In food processor, pulse pepper, garlic, almonds, tomatoes, parsley, vinegar, paprika and pepper until very finely chopped. With motor running, slowly add oil; process until smooth. Season with salt and pepper.

3. Plan ahead 

Larrivée says, “This may seem obvious, but you have to prepare yourself before hand. You have to create a menu where you can freeze some of it ahead of time.”

Prep, prep, prep! And plan thoughtfully: “Your story is going to be more important than the roast. So I try to – because I know myself ­­– I’ll to have something that I can forget about.
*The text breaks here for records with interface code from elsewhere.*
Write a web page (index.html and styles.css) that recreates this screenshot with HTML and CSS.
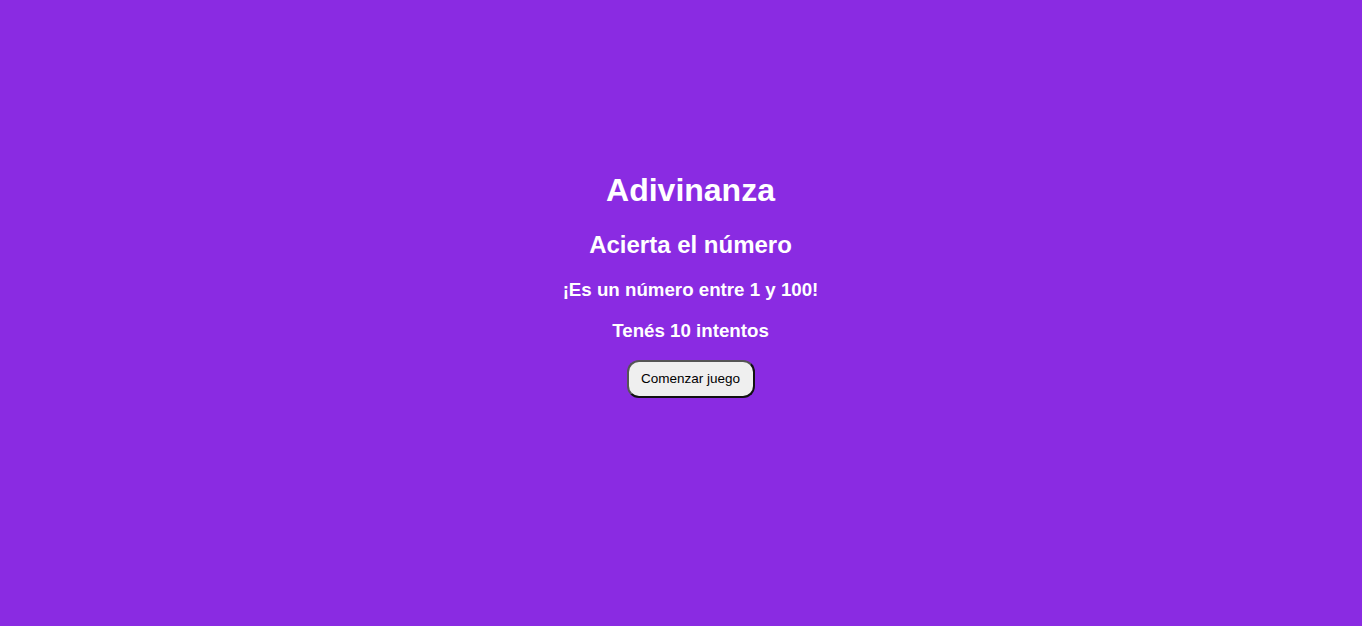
FILE: index.html
```html
<!DOCTYPE html>
<html lang="es">
<head>
<meta charset="utf-8">
<title>Adivinanza</title>
<link rel="stylesheet" href="styles.css">
</head>
<body>
<main class="game">
  <h1 class="title">Adivinanza</h1>
  <h2 class="subtitle">Acierta el número</h2>
  <h3 class="info">¡Es un número entre 1 y 100!</h3>
  <h3 class="info">Tenés 10 intentos</h3>
  <button class="start">Comenzar juego</button>
</main>
</body>
</html>
```

FILE: styles.css
```css
html, body {
  margin: 0;
  padding: 0;
}
body {
  background: #8a2be2;
  font-family: "Liberation Sans", Arial, sans-serif;
  color: #fff;
  min-height: 626px;
}
.game {
  text-align: center;
  padding-top: 151px;
  padding-left: 19px;
}
.title {
  font-size: 32px;
  margin: 21.44px 0;
}
.subtitle {
  font-size: 24px;
  margin: 19.92px 0;
}
.info {
  font-size: 18.72px;
  margin: 18.72px 0 18px;
}
.start {
  font-family: "Liberation Sans", Arial, sans-serif;
  font-size: 13.5px;
  color: #000;
  background: #efefef;
  border: 2px solid;
  border-color: #555 #111 #111 #555;
  border-radius: 12px;
  padding: 0 10px;
  height: 38px;
  min-width: 128px;
  white-space: nowrap;
  cursor: pointer;
}
```
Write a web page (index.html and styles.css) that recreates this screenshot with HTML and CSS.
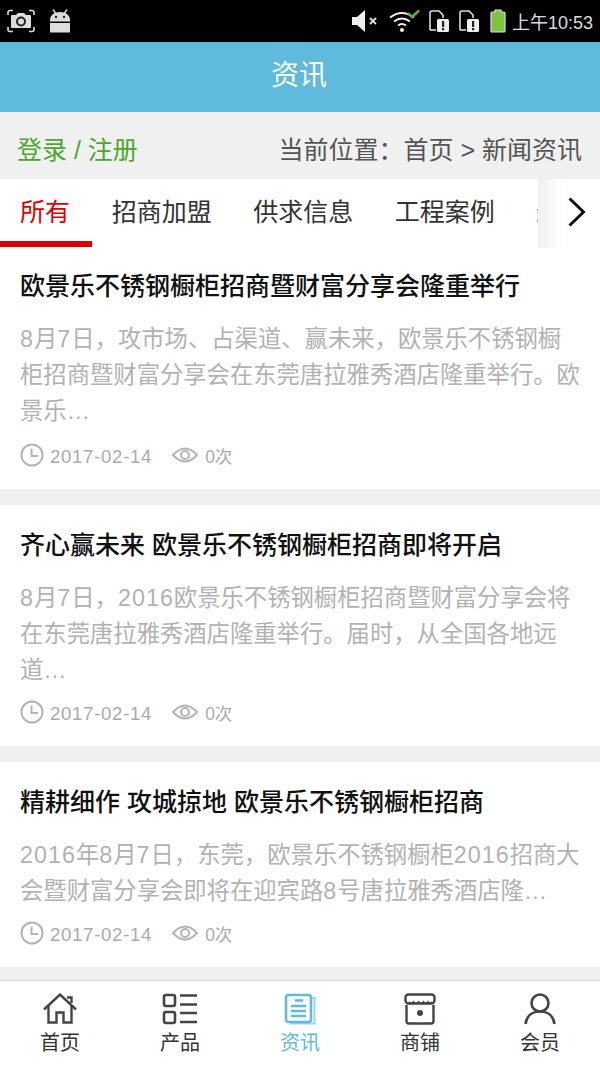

And if I talk to you 15 minutes longer, I am not going to ruin the dinner.” Chop your veggies, make your sauce – do as much as you can the day before so that you can enjoy your company.

4. Stay sweet 

Larrivée loves a dessert table, and we don’t disagree. “I love to do a sweet table. At the end in the kitchen somewhere, my wife takes the time to put all of the cake stands and desserts on the table.” This gives your guests a chance to choose exactly what satisfies their sweet tooth.

5. Goodie bags are never a bad thing 

Goodie bags are not reserved for kiddies. Who doesn’t love a takeaway? Last year, Ho suggested a bag of popcorn but not just any popcorn – “Next level-type popcorn. It’s a neutral flavour and gluten-free. A siracha popcorn. You can do dill pickle, you can do seaweed and honey. There are so many interesting combinations.”

And don’t forget packaging. That’s the best part! Get creative and try fun boxes to add your own personal touch.